All individual retirement arrangements offer tax-sheltered growth, so as long as you're not taking distributions, the earnings don't affect your adjusted gross income. But your withdrawals from the IRA do add to your adjusted gross income if the distribution is taxable. Not all IRA withdrawals count as taxable income -- it depends on the type of IRA, the contributions in the account and, if you're withdrawing from a Roth IRA, whether you're able to take qualified distributions.
Traditional IRA Distributions
The taxability of distributions from a traditional IRA doesn't depend on whether you're taking a qualified distribution. Instead, your whole withdrawal counts as taxable income -- and increases your AGI -- unless you've made nondeductible contributions. Nondeductible contributions refer to money that you contributed, but didn't deduct on your income taxes, either because you or your spouse were covered by an employer plan and your modified adjusted gross income exceed the annual limits, or you simply chose to make a nondeductible contribution. If you've made nondeductible contributions, calculate the percentage of your traditional IRA made up of this type of contribution. That's the percentage of your withdrawal that comes out tax-free. For example, say you have $10,000 of nondeductible contributions in a traditional IRA worth $50,000. Because $10,000 divided by $50,000 is 0.2, 20 percent of your withdrawal is tax-free. So if you take out $5,000, $4,000 is taxable and increases your AGI, and $1,000 is tax-free.
Qualified Roth IRA Withdrawals
If you're taking a qualified withdrawal from your Roth IRA, it doesn't affect your AGI because it comes out tax-free. Qualified withdrawals require that at least five years have passed since January 1 of the first year you made a contribution. You also must be either 59 1/2, permanently disabled, taking withdrawals from an inherited Roth IRA or taking out up to $10,000 for a first home purchase.
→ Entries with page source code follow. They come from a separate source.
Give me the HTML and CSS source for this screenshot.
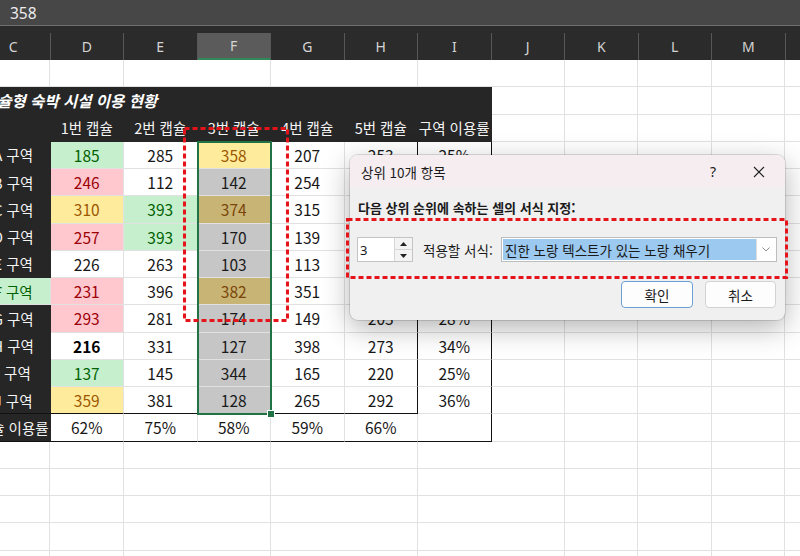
FILE: index.html
```html
<!DOCTYPE html>
<html lang="ko">
<head>
<meta charset="utf-8">
<link rel="stylesheet" href="styles.css">
</head>
<body>
<div class="app">
  <div class="fbar"><span class="fval">358</span></div>
  <div class="colhead">
    <div class="ch">C</div><div class="ch">D</div><div class="ch">E</div><div class="ch on">F</div><div class="ch">G</div><div class="ch">H</div><div class="ch">I</div><div class="ch">J</div><div class="ch">K</div><div class="ch">L</div><div class="ch">M</div><div class="ch">N</div>
  </div>
  <div class="sheet">
    <div class="tbl">
      <div class="c t">캡슐형 숙박 시설 이용 현황</div>

      <div class="c dk"></div><div class="c dk">1번 캡슐</div><div class="c dk">2번 캡슐</div><div class="c dk">3번 캡슐</div><div class="c dk">4번 캡슐</div><div class="c dk">5번 캡슐</div><div class="c dk">구역 이용률</div>

      <div class="c dk">A 구역</div><div class="c g">185</div><div class="c">285</div><div class="c y">358</div><div class="c">207</div><div class="c rb">253</div><div class="c rb">25%</div>
      <div class="c dk">B 구역</div><div class="c r">246</div><div class="c">112</div><div class="c s">142</div><div class="c">254</div><div class="c rb">312</div><div class="c rb">30%</div>
      <div class="c dk">C 구역</div><div class="c y">310</div><div class="c g">393</div><div class="c sy">374</div><div class="c">315</div><div class="c rb">188</div><div class="c rb">33%</div>
      <div class="c dk">D 구역</div><div class="c r">257</div><div class="c g">393</div><div class="c s">170</div><div class="c">139</div><div class="c rb">264</div><div class="c rb">29%</div>
      <div class="c dk">E 구역</div><div class="c">226</div><div class="c">263</div><div class="c s">103</div><div class="c">113</div><div class="c rb">175</div><div class="c rb">26%</div>
      <div class="c g lab">F 구역</div><div class="c r">231</div><div class="c">396</div><div class="c sy">382</div><div class="c">351</div><div class="c rb">240</div><div class="c rb">31%</div>
      <div class="c dk">G 구역</div><div class="c r">293</div><div class="c">281</div><div class="c s">174</div><div class="c">149</div><div class="c rb">203</div><div class="c rb">28%</div>
      <div class="c dk">H 구역</div><div class="c b">216</div><div class="c">331</div><div class="c s">127</div><div class="c">398</div><div class="c rb">273</div><div class="c rb">34%</div>
      <div class="c dk">I 구역</div><div class="c g">137</div><div class="c">145</div><div class="c s">344</div><div class="c">165</div><div class="c rb">220</div><div class="c rb">25%</div>
      <div class="c dk bb">J 구역</div><div class="c y bb">359</div><div class="c bb">381</div><div class="c s bb">128</div><div class="c bb">265</div><div class="c rb bb">292</div><div class="c rb">36%</div>

      <div class="c dk bb">캡슐 이용률</div><div class="c bb">62%</div><div class="c bb">75%</div><div class="c bb">58%</div><div class="c bb">59%</div><div class="c bb">66%</div><div class="c rb bb"></div>
    </div>
    <div class="sel"><span class="handle"></span></div>
  </div>

  <div class="dlg">
    <div class="dlg-title">
      <span class="tt">상위 10개 항목</span>
      <span class="tb q">?</span>
      <span class="tb"><svg width="12" height="12" viewBox="0 0 12 12"><path d="M1 1 L11 11 M11 1 L1 11" stroke="#222" stroke-width="1.1" fill="none"/></svg></span>
    </div>
    <div class="dlg-body">
      <div class="prompt">다음 상위 순위에 속하는 셀의 서식 지정:</div>
      <div class="frow">
        <div class="spin">
          <span class="sv">3</span>
          <span class="arrows">
            <span class="ar"><svg width="7" height="4" viewBox="0 0 7 4"><path d="M0 4 L3.5 0 L7 4 Z" fill="#222"/></svg></span>
            <span class="ar"><svg width="7" height="4" viewBox="0 0 7 4"><path d="M0 0 L3.5 4 L7 0 Z" fill="#222"/></svg></span>
          </span>
        </div>
        <span class="lbl">적용할 서식:</span>
        <div class="combo">
          <span class="selv">진한 노랑 텍스트가 있는 노랑 채우기</span>
          <span class="dd"><svg width="8" height="5" viewBox="0 0 8 5"><path d="M0.5 0.5 L4 4 L7.5 0.5" stroke="#8a8a8a" stroke-width="1" fill="none"/></svg></span>
        </div>
      </div>
      <div class="btns">
        <span class="btn def">확인</span>
        <span class="btn">취소</span>
      </div>
    </div>
  </div>

  <svg class="marks" width="800" height="556" viewBox="0 0 800 556">
    <rect x="184.5" y="128.5" width="103" height="192" fill="none" stroke="#e5141b" stroke-width="3" stroke-dasharray="5 3"/>
    <rect x="347.5" y="219.5" width="439" height="58" fill="none" stroke="#e5141b" stroke-width="3" stroke-dasharray="5 3"/>
  </svg>
</div>
</body>
</html>
```

FILE: styles.css
```css
body {
  margin: 0;
}

.app {
  position: relative;
  width: 800px;
  height: 556px;
  overflow: hidden;
  background: #fff;
  font-family: "Noto Sans CJK KR", "Noto Sans", sans-serif;
}

.fbar {
  height: 25px;
  background: #474747;
  border-bottom: 1px solid #6e6e6e;
  display: flex;
  align-items: center;
  padding-left: 10px;
  color: #ececec;
  font: 15.5px "Noto Sans", "Noto Sans CJK KR", sans-serif;
}

.colhead {
  height: 34px;
  margin-left: -23px;
  background: #2b2b2b;
  display: flex;
  align-items: flex-end;
}

.ch {
  flex: 0 0 73.5px;
  height: 27px;
  box-sizing: border-box;
  border-right: 1px solid #575757;
  display: flex;
  align-items: center;
  justify-content: center;
  color: #d4d4d4;
  font: 14px "Noto Sans", sans-serif;
}

.ch.on {
  background: #5b5b5b;
  border-bottom: 2px solid #2f8a58;
}

.sheet {
  position: relative;
  margin-left: -23px;
  height: 496px;
  box-sizing: border-box;
  padding-top: 27.25px;
  background-color: #fff;
  background-image:
    repeating-linear-gradient(to right, transparent 0 72.5px, #e1e1e1 72.5px 73.5px),
    repeating-linear-gradient(to bottom, transparent 0 26.25px, #e1e1e1 26.25px 27.25px);
}

.tbl {
  display: grid;
  grid-template-columns: repeat(7, 73.5px);
  grid-auto-rows: 27.25px;
  font-size: 15.5px;
  color: #161616;
}

.c {
  box-sizing: border-box;
  display: flex;
  align-items: center;
  justify-content: center;
  white-space: nowrap;
  overflow: hidden;
  background: #fff;
  border-right: 1px solid #e1e1e1;
  border-bottom: 1px solid #e1e1e1;
}

.t {
  grid-column: 1 / 8;
  justify-content: flex-start;
  padding-left: 6px;
  background: #262626;
  border-color: #262626;
  color: #fff;
  font-weight: bold;
  font-style: italic;
  font-size: 15.5px;
}

.dk {
  background: #262626;
  border-color: #262626;
  color: #f4f4f4;
  font-size: 14.5px;
}

.lab {
  font-size: 14.5px;
}

.g { background: #c6efce; color: #006100; }
.r { background: #ffc7ce; color: #9c0006; }
.y { background: #ffeb9c; color: #9c5700; }
.s { background: #c6c6c6; color: #1a1a1a; }
.sy { background: #c8b475; color: #7a4509; }
.b { font-weight: bold; color: #000; }

.rb { border-right: 1px solid #111; }
.bb { border-bottom: 1px solid #111; }
.dk.bb { border-bottom-color: #111; }

.sel {
  position: absolute;
  left: 219.5px;
  top: 80.75px;
  width: 75.5px;
  height: 274.5px;
  box-sizing: border-box;
  border: 2px solid #217346;
}

.handle {
  position: absolute;
  right: -5px;
  bottom: -5px;
  width: 6px;
  height: 6px;
  background: #217346;
  border: 1px solid #fff;
}

/* dialog */
.dlg {
  position: absolute;
  left: 350px;
  top: 155px;
  width: 435px;
  height: 165px;
  border-radius: 8px;
  overflow: hidden;
  background: #f0f0f0;
  box-shadow: 0 8px 28px rgba(0, 0, 0, 0.3), 0 0 0 1px rgba(0, 0, 0, 0.12);
  display: flex;
  flex-direction: column;
  font: 13px "Noto Sans CJK KR", sans-serif;
  color: #1a1a1a;
}

.dlg-title {
  height: 33px;
  flex: 0 0 33px;
  background: #f5edf0;
  display: flex;
  align-items: center;
  padding: 0 3px 0 11px;
}

.tt {
  flex: 1;
  font-size: 13.5px;
}

.tb {
  width: 46px;
  height: 33px;
  display: flex;
  align-items: center;
  justify-content: center;
}

.tb.q {
  font: 14px "Noto Sans", sans-serif;
}

.dlg-body {
  flex: 1;
  display: flex;
  flex-direction: column;
  padding: 10px 8px 12px 7px;
}

.prompt {
  font-weight: bold;
  line-height: 19px;
  padding-left: 1px;
}

.frow {
  margin-top: 20px;
  height: 25px;
  display: flex;
  align-items: center;
  font-size: 13.5px;
}

.spin {
  width: 56px;
  height: 25px;
  box-sizing: border-box;
  background: #fff;
  border: 1px solid #c4c4c4;
  display: flex;
}

.sv {
  flex: 1;
  display: flex;
  align-items: center;
  padding-left: 2px;
  font: 13px "Noto Sans", sans-serif;
}

.arrows {
  width: 17px;
  display: flex;
  flex-direction: column;
  border-left: 1px solid #d6d6d6;
  background: #f3f3f3;
}

.ar {
  flex: 1;
  display: flex;
  align-items: center;
  justify-content: center;
}

.ar + .ar {
  border-top: 1px solid #d6d6d6;
}

.lbl {
  margin-left: 10px;
}

.combo {
  margin-left: auto;
  width: 276px;
  height: 25px;
  box-sizing: border-box;
  border: 1px solid #bdbdbd;
  background: #fff;
  padding: 1px;
  display: flex;
}

.selv {
  flex: 1;
  background: #9bc9f0;
  display: flex;
  align-items: center;
  padding-left: 2px;
}

.dd {
  width: 18px;
  display: flex;
  align-items: center;
  justify-content: center;
  border-left: 1px solid #dcdcdc;
}

.btns {
  margin-top: auto;
  display: flex;
  justify-content: flex-end;
  gap: 12px;
  padding-right: 1px;
}

.btn {
  width: 71px;
  height: 27px;
  box-sizing: border-box;
  border: 1px solid #d2d2d2;
  border-radius: 4px;
  background: #fdfdfd;
  display: flex;
  align-items: center;
  justify-content: center;
  font-size: 13.5px;
}

.btn.def {
  width: 72px;
  border-color: #6d9fd6;
}

.marks {
  position: absolute;
  left: 0;
  top: 0;
  pointer-events: none;
}
```
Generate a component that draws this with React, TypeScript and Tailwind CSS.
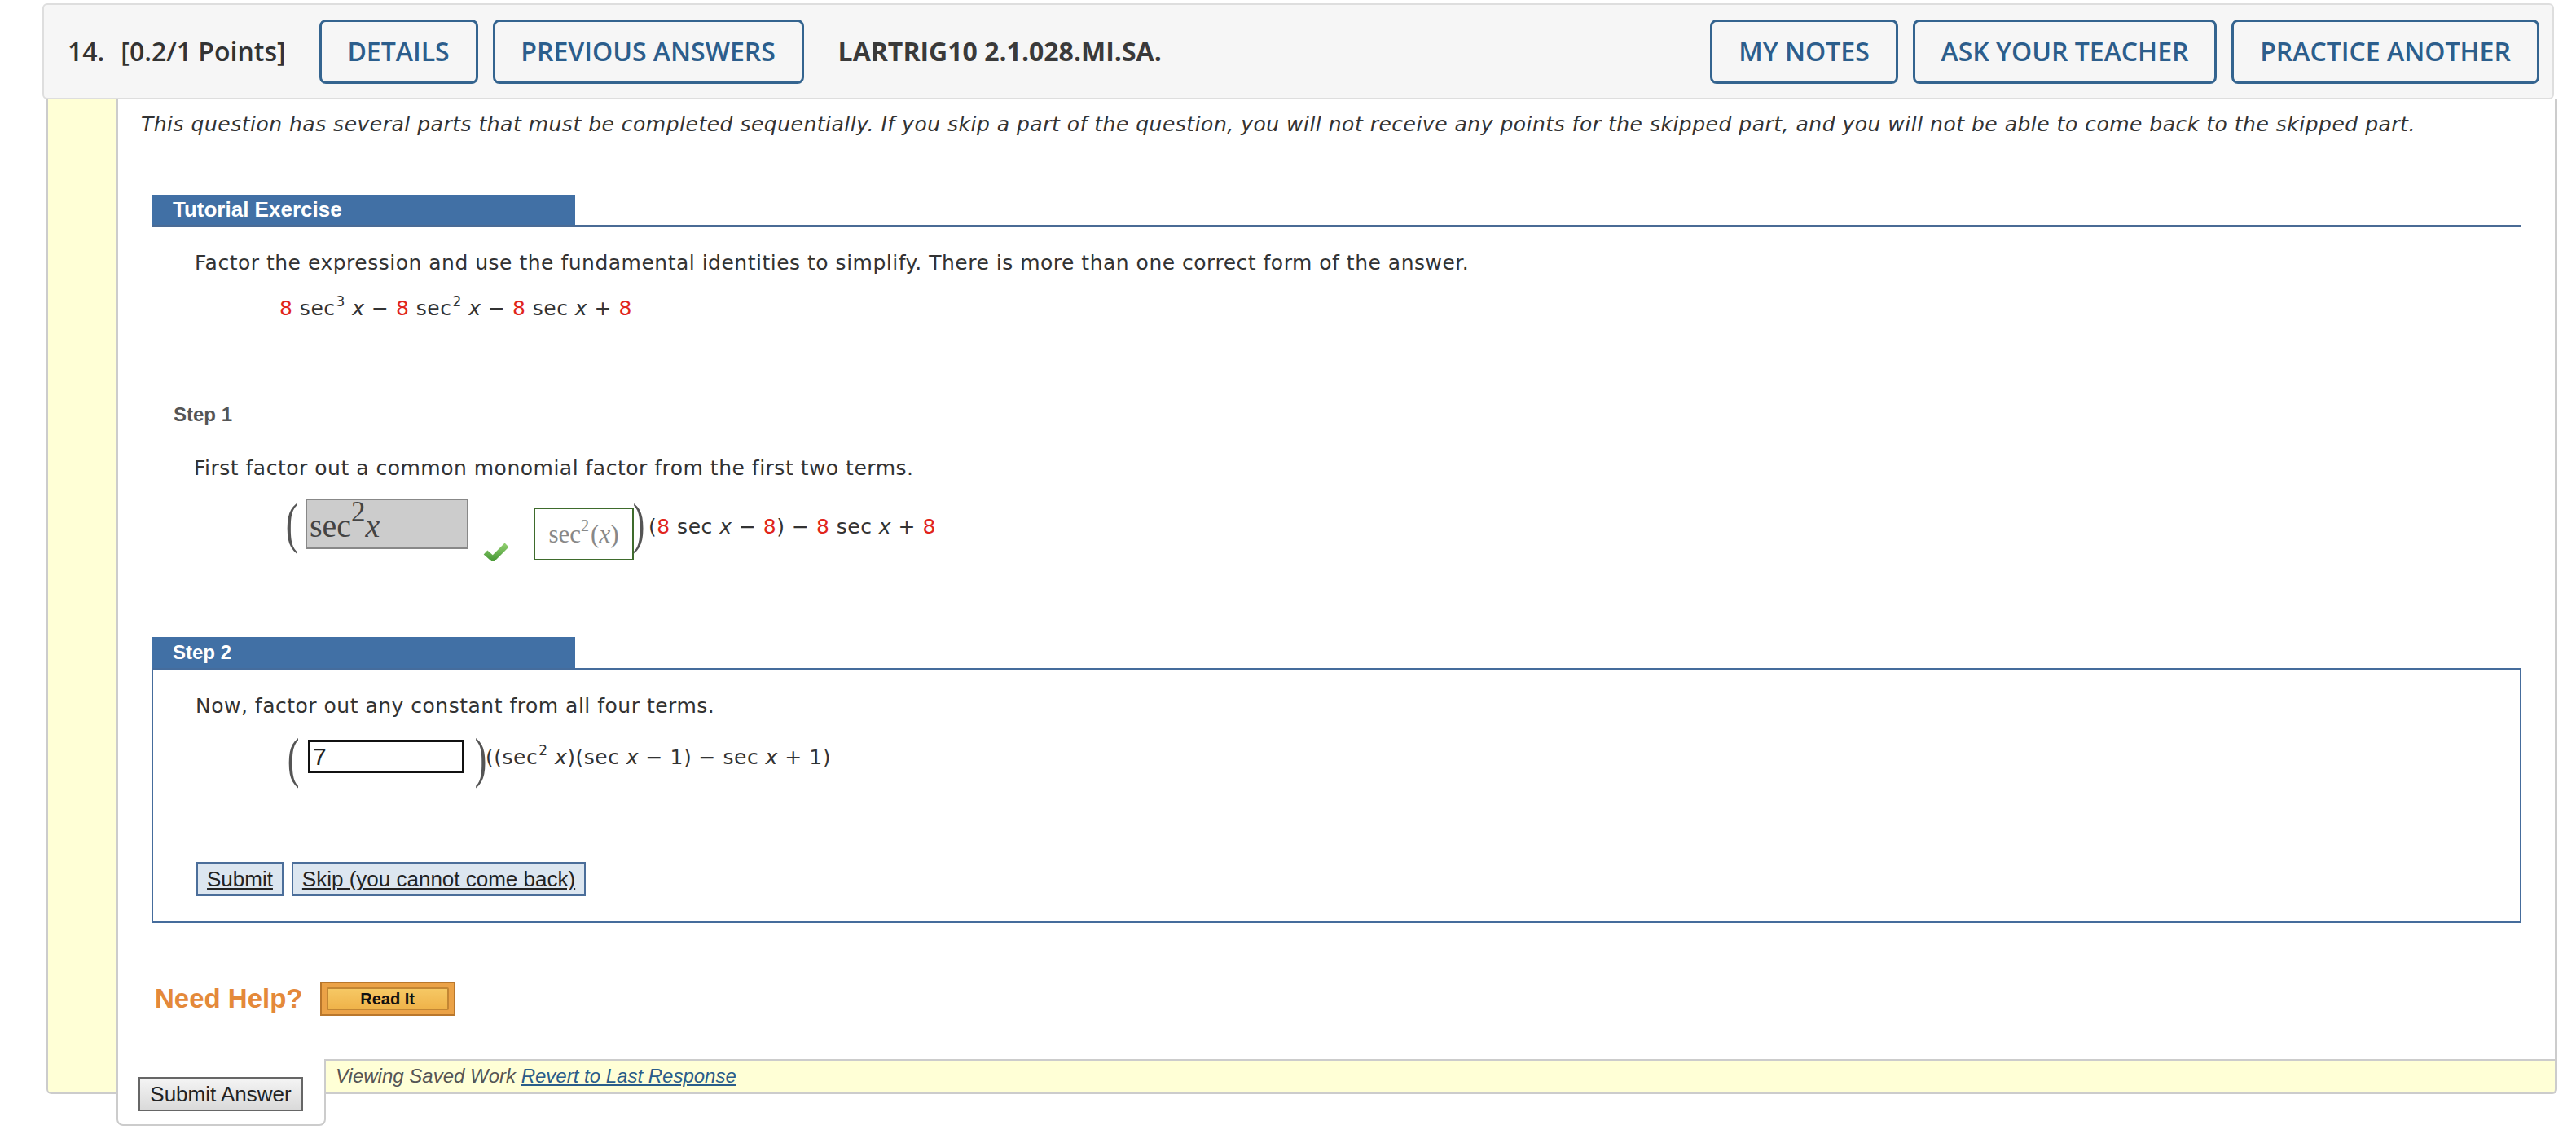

You do have to report your withdrawal on your tax return -- it just doesn't count toward your AGI.
Early Roth IRA Withdrawals
If you're taking an early withdrawal from your Roth IRA, your AGI goes up only if you take out earnings, because contributions come out tax-free. For example, say your Roth IRA contains $19,000 of contributions and $11,000 of earnings. Your first $19,000 of distributions comes out tax-free. However, if you take out $20,000, your AGI goes up by $1,000, because the last $1,000 of the distribution comes from earnings, which increases your taxable income.
You can use either Form 1040 or Form 1040A to report your IRA withdrawals. If the IRA withdrawal is fully taxable, simply report the amount on line 15b of Form 1040 or line 11b of Form 1040A; that amount adds to your AGI. If all or a portion of the money is tax-free, report the total distribution on line 15a of Form 1040 or line 11a of Form 1040A. Then, report the taxable portion (or $0 if it's all tax-free) on line 15b of Form 1040 or 11b of Form 1040A. Only the amount on line 15b or 11b gets included in your AGI.
Early Withdrawal Penalty
If you're taking an early withdrawal, you must pay a 10-percent penalty on the taxable portion of the withdrawal. For example, if you take out $8,000 and $6,000 is taxable, you owe a $600 penalty. However, owing or not owing an early withdrawal penalty doesn't affect your adjusted gross income. The penalty is calculated on a separate form -- Form 5329 -- but ultimately gets reported on line 58 of Form 1040.
- Internal Revenue Service: Publication 590 -- Individual Retirement Arrangements (IRAs)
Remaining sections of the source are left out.